→ **What you will do**:
Exclude the pictures and retype the entries as written.

→ **Dataset entries**:
>> begin
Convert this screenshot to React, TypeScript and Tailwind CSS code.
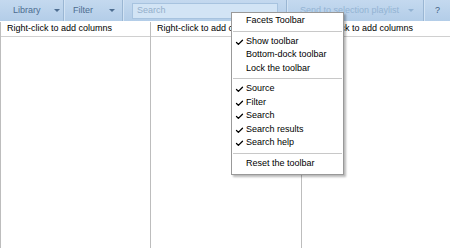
import { Check } from "lucide-react";

function Caret({ gap }: { gap: string }) {
  return (
    <svg width="6" height="3" viewBox="0 0 6 3" className={gap}>
      <path d="M0 0h6L3 3z" fill="currentColor" />
    </svg>
  );
}

function Sep() {
  return <div className="w-[2px] h-full border-l border-[#9ab6d3] bg-[#d2e3f4]" />;
}

const columns = ["w-[150px]", "w-[151px]", "flex-1"];

const menu: { label: string; checked?: boolean; sep?: boolean }[] = [
  { label: "Facets Toolbar" },
  { label: "", sep: true },
  { label: "Show toolbar", checked: true },
  { label: "Bottom-dock toolbar" },
  { label: "Lock the toolbar" },
  { label: "", sep: true },
  { label: "Source", checked: true },
  { label: "Filter", checked: true },
  { label: "Search", checked: true },
  { label: "Search results", checked: true },
  { label: "Search help", checked: true },
  { label: "", sep: true },
  { label: "Reset the toolbar" },
];

export default function App() {
  return (
    <div
      className="relative w-[450px] h-[248px] bg-white overflow-hidden text-[9px] text-black"
      style={{ fontFamily: "'Liberation Sans', Arial, sans-serif" }}
    >
      <div className="flex items-stretch h-[22px] bg-gradient-to-b from-[#c4d9ef] to-[#b3cde8] border-b border-white text-[#4d6d90]">
        <div className="flex items-center w-[63px] pl-[13px]">
          Library
          <Caret gap="ml-[13px]" />
        </div>
        <Sep />
        <div className="flex items-center w-[57px] pl-[8px]">
          Filter
          <Caret gap="ml-[16px]" />
        </div>
        <Sep />
        <div className="flex items-center w-[162px] px-[8px]">
          <div className="w-full h-[16px] bg-[#d2e4f5] border border-[#a7c3df] flex items-center pl-[4px] text-[#94afcb]">
            Search
          </div>
        </div>
        <Sep />
        <div className="flex items-center w-[135px] pl-[12px] text-[#93b3d3]">
          Send to selection playlist
          <Caret gap="ml-[9px]" />
        </div>
        <Sep />
        <div className="flex-1 flex items-center justify-center text-[#3f5f83]">?</div>
      </div>
      <div className="flex h-[226px]">
        {columns.map((w, c) => (
          <div key={c} className={`flex flex-col ${w} border-l border-[#bdbdbd]`}>
            <div className="h-[15px] border-b border-[#d0d0d0] pl-[6px] flex items-center whitespace-nowrap overflow-hidden">
              Right-click to add columns
            </div>
          </div>
        ))}
      </div>
      <div className="absolute left-[231px] top-[12px] w-[113px] bg-white border border-[#999999] shadow-[2px_2px_2px_rgba(0,0,0,0.28)] pt-[1px] pb-[4px]">
        {menu.map((m, i) =>
          m.sep ? (
            <div key={i} className="h-[7px] flex items-center px-[1px]">
              <div className="h-px w-full bg-[#c8c8c8]" />
            </div>
          ) : (
            <div key={i} className="h-[13.5px] flex items-center pl-[14px] relative leading-none">
              {m.checked && (
                <Check size={9} strokeWidth={3.5} className="absolute left-[3px] top-[3px]" />
              )}
              {m.label}
            </div>
          )
        )}
      </div>
    </div>
  );
}
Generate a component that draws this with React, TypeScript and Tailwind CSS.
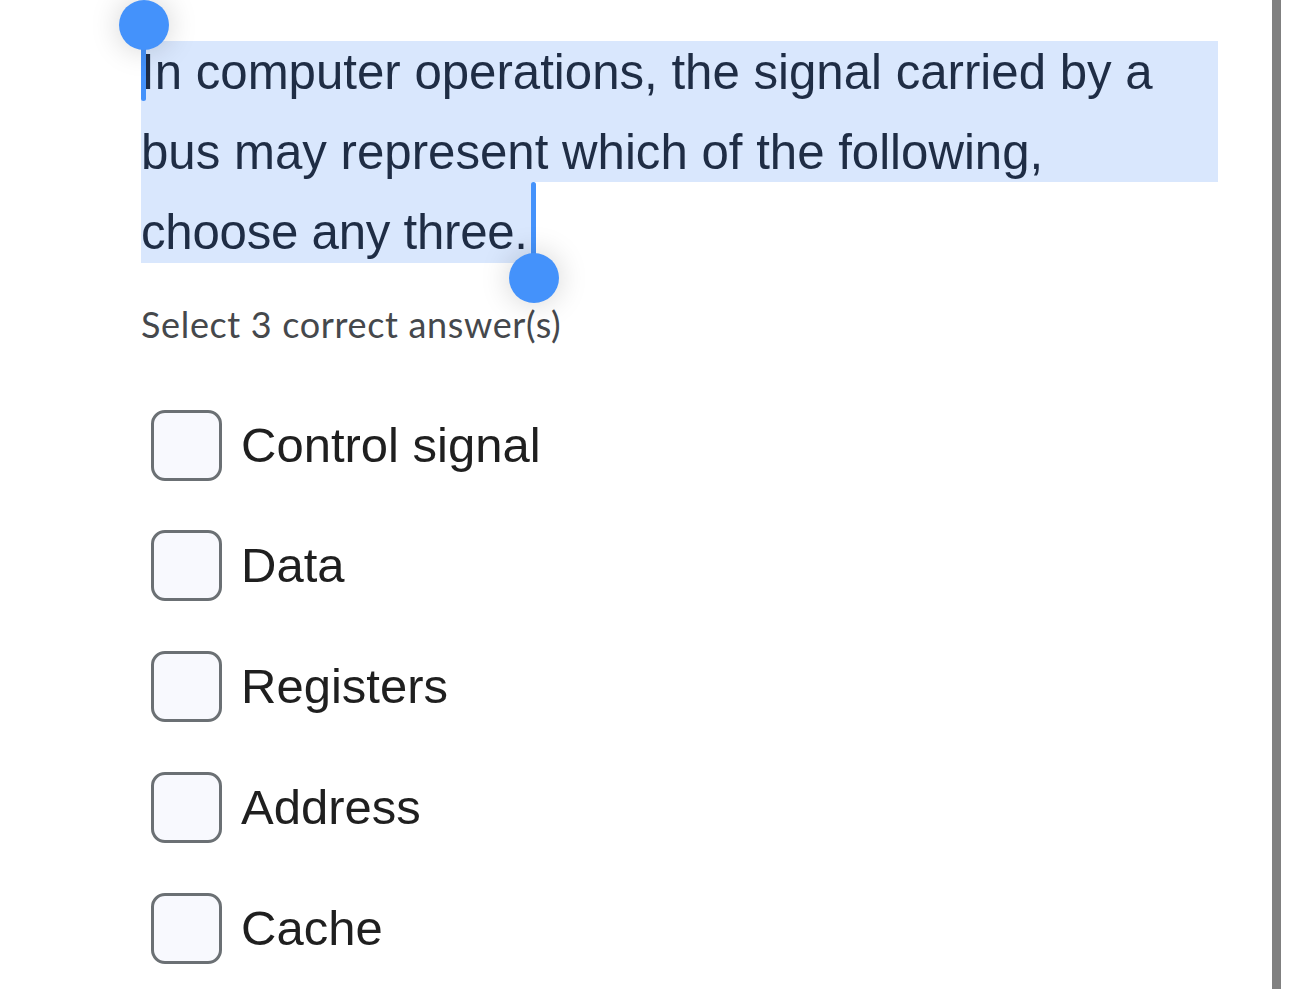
import React from "react";

const options = ["Control signal", "Data", "Registers", "Address", "Cache"];

export default function App() {
  return (
    <div className="relative h-[989px] w-[1290px] overflow-hidden bg-white">
      {/* scrollbar */}
      <div className="absolute right-[9px] top-0 h-full w-[9px] bg-[#808080]" />

      {/* selection highlight */}
      <div className="absolute left-[141px] top-[41px] h-[141px] w-[1077px] bg-[#d9e7fd]" />
      <div className="absolute left-[141px] top-[182px] h-[81px] w-[393px] bg-[#d9e7fd]" />

      <div className="relative pl-[141px] pt-[32px]">
        <div
          className="text-[49.2px] leading-[80px] text-[#1f2d45]"
          style={{ fontFamily: '"Liberation Sans", Arial, sans-serif' }}
        >
          <div>In computer operations, the signal carried by a</div>
          <div>bus may represent which of the following,</div>
          <div className="tracking-[-0.25px]">choose any three.</div>
        </div>

        <div
          className="mt-[32px] text-[36px] leading-[40px] tracking-[0.65px] text-[#45484c]"
          style={{ fontFamily: 'Lato, "Open Sans", sans-serif' }}
        >
          Select 3 correct answer(s)
        </div>

        <div className="mt-[66px] flex flex-col gap-[50.75px] pl-[10px]">
          {options.map((o) => (
            <div key={o} className="flex h-[70px] items-center gap-[19px]">
              <div className="h-[71px] w-[71px] shrink-0 rounded-[14px] border-[3px] border-[#6b7074] bg-[#f8f9fe]" />
              <span
                className="text-[49px] leading-none text-[#1f1f1f]"
                style={{ fontFamily: '"Liberation Sans", Arial, sans-serif' }}
              >
                {o}
              </span>
            </div>
          ))}
        </div>
      </div>

      {/* selection handles */}
      <div className="absolute left-[141px] top-[30px] h-[71px] w-[5px] rounded-full bg-[#4492fb]" />
      <div className="absolute left-[119px] top-[0px] h-[50px] w-[50px] rounded-full bg-[#4492fb] shadow-[0_0_30px_rgba(0,0,0,0.18)]" />
      <div className="absolute left-[531px] top-[182px] h-[90px] w-[5px] rounded-full bg-[#4492fb]" />
      <div className="absolute left-[509px] top-[253px] h-[50px] w-[50px] rounded-full bg-[#4492fb] shadow-[0_0_30px_rgba(0,0,0,0.18)]" />
    </div>
  );
}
>> end
→ **Output for this exercise**:
Convert this screenshot to React, TypeScript and Tailwind CSS code.
import { Check } from "lucide-react";

function Caret({ gap }: { gap: string }) {
  return (
    <svg width="6" height="3" viewBox="0 0 6 3" className={gap}>
      <path d="M0 0h6L3 3z" fill="currentColor" />
    </svg>
  );
}

function Sep() {
  return <div className="w-[2px] h-full border-l border-[#9ab6d3] bg-[#d2e3f4]" />;
}

const columns = ["w-[150px]", "w-[151px]", "flex-1"];

const menu: { label: string; checked?: boolean; sep?: boolean }[] = [
  { label: "Facets Toolbar" },
  { label: "", sep: true },
  { label: "Show toolbar", checked: true },
  { label: "Bottom-dock toolbar" },
  { label: "Lock the toolbar" },
  { label: "", sep: true },
  { label: "Source", checked: true },
  { label: "Filter", checked: true },
  { label: "Search", checked: true },
  { label: "Search results", checked: true },
  { label: "Search help", checked: true },
  { label: "", sep: true },
  { label: "Reset the toolbar" },
];

export default function App() {
  return (
    <div
      className="relative w-[450px] h-[248px] bg-white overflow-hidden text-[9px] text-black"
      style={{ fontFamily: "'Liberation Sans', Arial, sans-serif" }}
    >
      <div className="flex items-stretch h-[22px] bg-gradient-to-b from-[#c4d9ef] to-[#b3cde8] border-b border-white text-[#4d6d90]">
        <div className="flex items-center w-[63px] pl-[13px]">
          Library
          <Caret gap="ml-[13px]" />
        </div>
        <Sep />
        <div className="flex items-center w-[57px] pl-[8px]">
          Filter
          <Caret gap="ml-[16px]" />
        </div>
        <Sep />
        <div className="flex items-center w-[162px] px-[8px]">
          <div className="w-full h-[16px] bg-[#d2e4f5] border border-[#a7c3df] flex items-center pl-[4px] text-[#94afcb]">
            Search
          </div>
        </div>
        <Sep />
        <div className="flex items-center w-[135px] pl-[12px] text-[#93b3d3]">
          Send to selection playlist
          <Caret gap="ml-[9px]" />
        </div>
        <Sep />
        <div className="flex-1 flex items-center justify-center text-[#3f5f83]">?</div>
      </div>
      <div className="flex h-[226px]">
        {columns.map((w, c) => (
          <div key={c} className={`flex flex-col ${w} border-l border-[#bdbdbd]`}>
            <div className="h-[15px] border-b border-[#d0d0d0] pl-[6px] flex items-center whitespace-nowrap overflow-hidden">
              Right-click to add columns
            </div>
          </div>
        ))}
      </div>
      <div className="absolute left-[231px] top-[12px] w-[113px] bg-white border border-[#999999] shadow-[2px_2px_2px_rgba(0,0,0,0.28)] pt-[1px] pb-[4px]">
        {menu.map((m, i) =>
          m.sep ? (
            <div key={i} className="h-[7px] flex items-center px-[1px]">
              <div className="h-px w-full bg-[#c8c8c8]" />
            </div>
          ) : (
            <div key={i} className="h-[13.5px] flex items-center pl-[14px] relative leading-none">
              {m.checked && (
                <Check size={9} strokeWidth={3.5} className="absolute left-[3px] top-[3px]" />
              )}
              {m.label}
            </div>
          )
        )}
      </div>
    </div>
  );
}
Generate a component that draws this with React, TypeScript and Tailwind CSS.
import React from "react";

const options = ["Control signal", "Data", "Registers", "Address", "Cache"];

export default function App() {
  return (
    <div className="relative h-[989px] w-[1290px] overflow-hidden bg-white">
      {/* scrollbar */}
      <div className="absolute right-[9px] top-0 h-full w-[9px] bg-[#808080]" />

      {/* selection highlight */}
      <div className="absolute left-[141px] top-[41px] h-[141px] w-[1077px] bg-[#d9e7fd]" />
      <div className="absolute left-[141px] top-[182px] h-[81px] w-[393px] bg-[#d9e7fd]" />

      <div className="relative pl-[141px] pt-[32px]">
        <div
          className="text-[49.2px] leading-[80px] text-[#1f2d45]"
          style={{ fontFamily: '"Liberation Sans", Arial, sans-serif' }}
        >
          <div>In computer operations, the signal carried by a</div>
          <div>bus may represent which of the following,</div>
          <div className="tracking-[-0.25px]">choose any three.</div>
        </div>

        <div
          className="mt-[32px] text-[36px] leading-[40px] tracking-[0.65px] text-[#45484c]"
          style={{ fontFamily: 'Lato, "Open Sans", sans-serif' }}
        >
          Select 3 correct answer(s)
        </div>

        <div className="mt-[66px] flex flex-col gap-[50.75px] pl-[10px]">
          {options.map((o) => (
            <div key={o} className="flex h-[70px] items-center gap-[19px]">
              <div className="h-[71px] w-[71px] shrink-0 rounded-[14px] border-[3px] border-[#6b7074] bg-[#f8f9fe]" />
              <span
                className="text-[49px] leading-none text-[#1f1f1f]"
                style={{ fontFamily: '"Liberation Sans", Arial, sans-serif' }}
              >
                {o}
              </span>
            </div>
          ))}
        </div>
      </div>

      {/* selection handles */}
      <div className="absolute left-[141px] top-[30px] h-[71px] w-[5px] rounded-full bg-[#4492fb]" />
      <div className="absolute left-[119px] top-[0px] h-[50px] w-[50px] rounded-full bg-[#4492fb] shadow-[0_0_30px_rgba(0,0,0,0.18)]" />
      <div className="absolute left-[531px] top-[182px] h-[90px] w-[5px] rounded-full bg-[#4492fb]" />
      <div className="absolute left-[509px] top-[253px] h-[50px] w-[50px] rounded-full bg-[#4492fb] shadow-[0_0_30px_rgba(0,0,0,0.18)]" />
    </div>
  );
}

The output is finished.